Written problem
Exactly repeat the material, dropping every picture from the copy.
■ ■ ■ ■
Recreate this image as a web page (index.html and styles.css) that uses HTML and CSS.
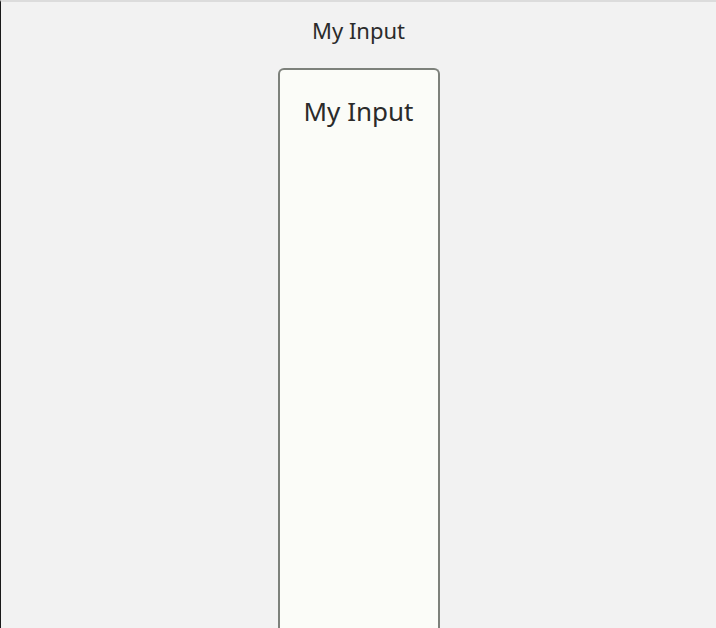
FILE: index.html
```html
<!DOCTYPE html>
<html lang="en">
<head>
    <meta charset="UTF-8">
    <title>My Input</title>
    <link rel="stylesheet" href="styles.css">
</head>
<body>

<div id="page">
    <h1 class="title">My Input</h1>
    <div class="field">
        <div class="field-label">My Input</div>
    </div>
</div>

</body>
</html>
```

FILE: styles.css
```css
html, body{
    margin: 0;
    height: 100%;
}
body{
    background: #f2f2f2;
    font-family: "Noto Sans", sans-serif;
    color: #2b2b2b;
    overflow: hidden;
}
#page{
    height: 100%;
    box-sizing: border-box;
    border-top: 2px solid #dcdcdc;
    border-left: 1px solid #1a1a1a;
    display: flex;
    flex-direction: column;
    align-items: center;
}
.title{
    margin: 13px 0 0;
    font-size: 22px;
    font-weight: 400;
    line-height: 30px;
}
.field{
    margin-top: 23px;
    width: 158px;
    flex: 1;
    background: #fbfcf8;
    border: 2px solid #7d817b;
    border-bottom: none;
    border-radius: 6px 6px 0 0;
    text-align: center;
}
.field-label{
    margin-top: 23px;
    font-size: 26px;
    line-height: 36px;
}
```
■ ■ ■ ■
Answer in full
Recreate this image as a web page (index.html and styles.css) that uses HTML and CSS.
FILE: index.html
```html
<!DOCTYPE html>
<html lang="en">
<head>
    <meta charset="UTF-8">
    <title>My Input</title>
    <link rel="stylesheet" href="styles.css">
</head>
<body>

<div id="page">
    <h1 class="title">My Input</h1>
    <div class="field">
        <div class="field-label">My Input</div>
    </div>
</div>

</body>
</html>
```

FILE: styles.css
```css
html, body{
    margin: 0;
    height: 100%;
}
body{
    background: #f2f2f2;
    font-family: "Noto Sans", sans-serif;
    color: #2b2b2b;
    overflow: hidden;
}
#page{
    height: 100%;
    box-sizing: border-box;
    border-top: 2px solid #dcdcdc;
    border-left: 1px solid #1a1a1a;
    display: flex;
    flex-direction: column;
    align-items: center;
}
.title{
    margin: 13px 0 0;
    font-size: 22px;
    font-weight: 400;
    line-height: 30px;
}
.field{
    margin-top: 23px;
    width: 158px;
    flex: 1;
    background: #fbfcf8;
    border: 2px solid #7d817b;
    border-bottom: none;
    border-radius: 6px 6px 0 0;
    text-align: center;
}
.field-label{
    margin-top: 23px;
    font-size: 26px;
    line-height: 36px;
}
```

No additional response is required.